Data to process:
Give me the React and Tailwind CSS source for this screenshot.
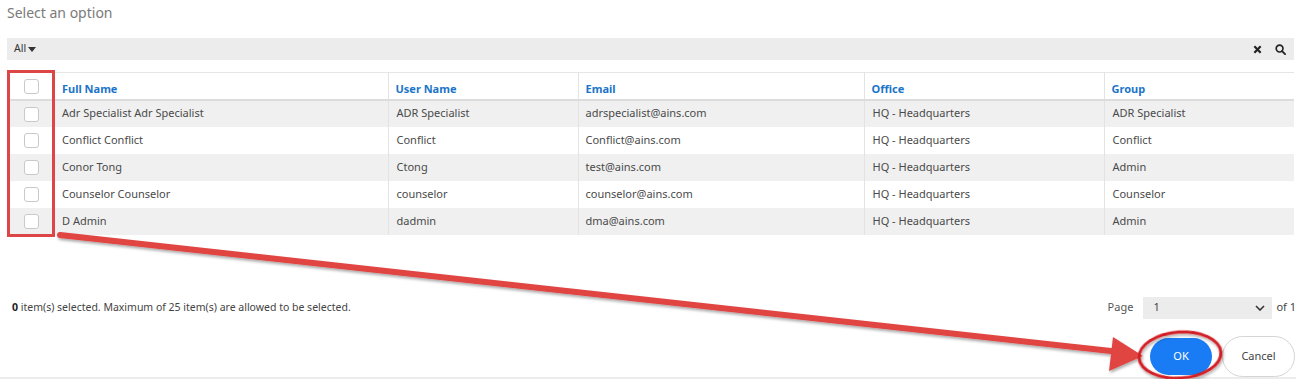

==

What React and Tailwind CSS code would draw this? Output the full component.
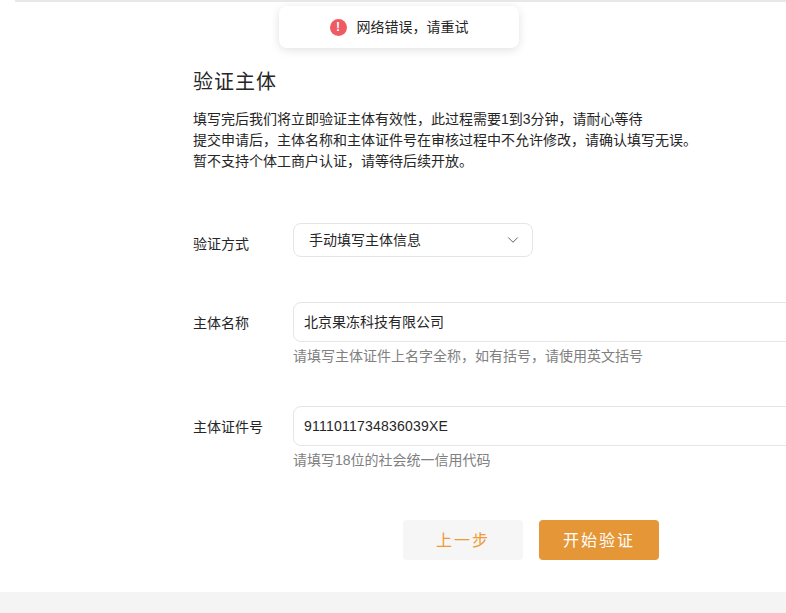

==

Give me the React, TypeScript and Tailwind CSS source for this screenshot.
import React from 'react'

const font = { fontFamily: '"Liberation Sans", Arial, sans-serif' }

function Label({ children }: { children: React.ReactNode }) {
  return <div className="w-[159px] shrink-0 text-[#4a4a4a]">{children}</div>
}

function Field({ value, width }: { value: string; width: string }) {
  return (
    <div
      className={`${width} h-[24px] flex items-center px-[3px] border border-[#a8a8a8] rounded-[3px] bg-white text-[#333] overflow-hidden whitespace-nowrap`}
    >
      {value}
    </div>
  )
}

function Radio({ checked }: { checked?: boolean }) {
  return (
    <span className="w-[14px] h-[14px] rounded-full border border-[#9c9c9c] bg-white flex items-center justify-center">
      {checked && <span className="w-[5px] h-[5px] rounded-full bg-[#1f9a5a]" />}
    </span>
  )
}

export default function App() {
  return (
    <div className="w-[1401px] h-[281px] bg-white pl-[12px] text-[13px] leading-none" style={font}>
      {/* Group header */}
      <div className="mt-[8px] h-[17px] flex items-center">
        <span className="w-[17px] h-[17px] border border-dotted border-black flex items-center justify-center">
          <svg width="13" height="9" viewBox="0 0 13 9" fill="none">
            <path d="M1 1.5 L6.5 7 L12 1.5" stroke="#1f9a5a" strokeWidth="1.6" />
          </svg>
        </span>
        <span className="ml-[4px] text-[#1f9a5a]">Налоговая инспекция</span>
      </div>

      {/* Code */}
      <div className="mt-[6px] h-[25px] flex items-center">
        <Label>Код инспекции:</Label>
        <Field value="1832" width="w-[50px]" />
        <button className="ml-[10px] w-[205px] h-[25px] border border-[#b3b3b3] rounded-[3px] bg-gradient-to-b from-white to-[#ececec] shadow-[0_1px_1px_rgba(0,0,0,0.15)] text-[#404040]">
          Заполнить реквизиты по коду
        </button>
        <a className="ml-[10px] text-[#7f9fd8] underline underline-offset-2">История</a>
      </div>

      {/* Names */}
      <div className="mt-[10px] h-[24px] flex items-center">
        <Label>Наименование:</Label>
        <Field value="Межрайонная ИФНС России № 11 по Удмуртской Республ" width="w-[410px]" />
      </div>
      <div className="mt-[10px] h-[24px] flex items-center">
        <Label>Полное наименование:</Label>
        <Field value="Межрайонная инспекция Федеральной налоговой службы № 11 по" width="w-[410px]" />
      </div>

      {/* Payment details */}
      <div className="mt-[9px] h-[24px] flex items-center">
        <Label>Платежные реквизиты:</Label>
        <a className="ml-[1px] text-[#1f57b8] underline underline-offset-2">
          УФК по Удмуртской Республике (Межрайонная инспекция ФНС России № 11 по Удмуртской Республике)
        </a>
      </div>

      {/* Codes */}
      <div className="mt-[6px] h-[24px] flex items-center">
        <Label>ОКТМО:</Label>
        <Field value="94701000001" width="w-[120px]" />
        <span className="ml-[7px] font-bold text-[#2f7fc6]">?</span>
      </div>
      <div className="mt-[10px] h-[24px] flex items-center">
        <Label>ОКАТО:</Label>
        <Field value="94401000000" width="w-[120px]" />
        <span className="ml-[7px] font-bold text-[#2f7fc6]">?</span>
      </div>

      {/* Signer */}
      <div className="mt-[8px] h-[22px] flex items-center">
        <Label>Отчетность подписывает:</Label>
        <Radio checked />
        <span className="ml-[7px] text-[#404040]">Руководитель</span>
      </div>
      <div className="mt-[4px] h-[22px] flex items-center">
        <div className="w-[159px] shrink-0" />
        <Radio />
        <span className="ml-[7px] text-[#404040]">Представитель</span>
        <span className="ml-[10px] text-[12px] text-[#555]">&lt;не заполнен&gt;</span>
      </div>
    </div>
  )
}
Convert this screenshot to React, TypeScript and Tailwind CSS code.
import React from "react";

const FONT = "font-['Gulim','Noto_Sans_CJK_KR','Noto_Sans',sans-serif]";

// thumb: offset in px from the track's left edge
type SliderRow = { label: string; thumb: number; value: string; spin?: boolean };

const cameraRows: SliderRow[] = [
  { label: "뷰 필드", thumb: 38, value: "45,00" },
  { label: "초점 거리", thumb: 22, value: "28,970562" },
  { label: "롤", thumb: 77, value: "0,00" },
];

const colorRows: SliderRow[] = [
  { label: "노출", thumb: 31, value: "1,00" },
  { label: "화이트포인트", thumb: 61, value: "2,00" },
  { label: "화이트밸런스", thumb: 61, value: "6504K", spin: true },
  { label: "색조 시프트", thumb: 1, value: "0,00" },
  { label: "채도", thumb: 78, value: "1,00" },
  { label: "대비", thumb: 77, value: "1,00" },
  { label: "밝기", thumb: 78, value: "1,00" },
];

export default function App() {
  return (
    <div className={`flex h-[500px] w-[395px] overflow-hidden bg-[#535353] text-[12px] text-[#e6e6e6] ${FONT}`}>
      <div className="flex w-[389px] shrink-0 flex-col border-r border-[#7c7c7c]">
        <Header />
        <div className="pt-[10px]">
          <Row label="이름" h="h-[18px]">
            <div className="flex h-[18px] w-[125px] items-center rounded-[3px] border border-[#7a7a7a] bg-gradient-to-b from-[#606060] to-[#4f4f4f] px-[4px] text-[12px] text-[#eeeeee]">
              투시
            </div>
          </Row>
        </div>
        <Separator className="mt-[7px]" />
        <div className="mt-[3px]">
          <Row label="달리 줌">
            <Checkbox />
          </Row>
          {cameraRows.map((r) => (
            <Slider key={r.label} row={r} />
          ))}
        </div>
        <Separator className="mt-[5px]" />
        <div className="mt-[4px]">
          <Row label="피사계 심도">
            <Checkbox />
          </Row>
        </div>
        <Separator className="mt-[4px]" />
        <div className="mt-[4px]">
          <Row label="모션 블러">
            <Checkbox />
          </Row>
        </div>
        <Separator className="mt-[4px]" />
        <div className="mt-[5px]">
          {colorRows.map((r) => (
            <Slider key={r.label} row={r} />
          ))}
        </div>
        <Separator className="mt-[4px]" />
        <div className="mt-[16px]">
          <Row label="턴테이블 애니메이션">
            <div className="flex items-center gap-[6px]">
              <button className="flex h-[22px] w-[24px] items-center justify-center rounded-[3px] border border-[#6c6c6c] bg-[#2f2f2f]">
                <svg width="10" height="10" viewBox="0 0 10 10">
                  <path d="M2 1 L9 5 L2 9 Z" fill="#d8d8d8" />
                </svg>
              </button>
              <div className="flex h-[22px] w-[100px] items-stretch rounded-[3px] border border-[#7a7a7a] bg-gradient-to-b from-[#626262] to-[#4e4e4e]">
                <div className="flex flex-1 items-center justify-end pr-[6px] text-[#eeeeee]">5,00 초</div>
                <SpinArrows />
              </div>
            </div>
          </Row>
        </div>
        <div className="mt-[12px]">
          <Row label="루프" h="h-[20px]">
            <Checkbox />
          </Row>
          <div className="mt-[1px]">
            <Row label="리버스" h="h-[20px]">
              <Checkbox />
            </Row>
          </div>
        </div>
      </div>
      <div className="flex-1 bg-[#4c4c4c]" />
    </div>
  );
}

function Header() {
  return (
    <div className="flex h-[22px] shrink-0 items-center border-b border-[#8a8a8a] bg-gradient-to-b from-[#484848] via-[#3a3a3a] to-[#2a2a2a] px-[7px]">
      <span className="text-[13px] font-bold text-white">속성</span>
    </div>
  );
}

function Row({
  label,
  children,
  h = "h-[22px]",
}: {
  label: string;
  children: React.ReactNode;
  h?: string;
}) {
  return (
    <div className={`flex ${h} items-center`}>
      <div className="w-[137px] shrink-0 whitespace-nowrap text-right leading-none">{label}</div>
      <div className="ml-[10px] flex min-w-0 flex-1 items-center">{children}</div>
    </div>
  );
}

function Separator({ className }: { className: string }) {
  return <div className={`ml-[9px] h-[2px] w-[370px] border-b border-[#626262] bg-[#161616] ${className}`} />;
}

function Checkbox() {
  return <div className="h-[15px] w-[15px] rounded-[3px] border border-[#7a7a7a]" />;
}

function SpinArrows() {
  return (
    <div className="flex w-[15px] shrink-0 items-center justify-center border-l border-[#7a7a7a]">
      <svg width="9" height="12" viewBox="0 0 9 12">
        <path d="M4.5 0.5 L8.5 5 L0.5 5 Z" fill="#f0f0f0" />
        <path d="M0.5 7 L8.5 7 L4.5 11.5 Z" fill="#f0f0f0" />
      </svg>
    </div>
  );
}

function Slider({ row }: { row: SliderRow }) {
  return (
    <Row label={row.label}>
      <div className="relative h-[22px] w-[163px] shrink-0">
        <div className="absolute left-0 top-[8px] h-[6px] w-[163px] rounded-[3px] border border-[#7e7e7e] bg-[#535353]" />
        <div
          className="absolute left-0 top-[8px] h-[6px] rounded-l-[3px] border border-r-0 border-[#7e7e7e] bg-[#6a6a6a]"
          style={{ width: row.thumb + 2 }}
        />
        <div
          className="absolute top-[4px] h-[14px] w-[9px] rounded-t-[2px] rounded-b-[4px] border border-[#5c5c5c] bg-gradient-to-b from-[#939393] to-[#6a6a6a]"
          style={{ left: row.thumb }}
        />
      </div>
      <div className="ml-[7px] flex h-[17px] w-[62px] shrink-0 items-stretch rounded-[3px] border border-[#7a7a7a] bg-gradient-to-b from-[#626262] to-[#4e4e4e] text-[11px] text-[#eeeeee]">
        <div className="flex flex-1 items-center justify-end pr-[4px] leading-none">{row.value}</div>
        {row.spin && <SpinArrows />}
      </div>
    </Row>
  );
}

Job:
Return nothing but the lines running from the line with "Convert this screenshot" through the line with "string; thumb: number;", exactly as they appear.

Reply to the exercise:
Convert this screenshot to React, TypeScript and Tailwind CSS code.
import React from "react";

const FONT = "font-['Gulim','Noto_Sans_CJK_KR','Noto_Sans',sans-serif]";

// thumb: offset in px from the track's left edge
type SliderRow = { label: string; thumb: number; value: string; spin?: boolean };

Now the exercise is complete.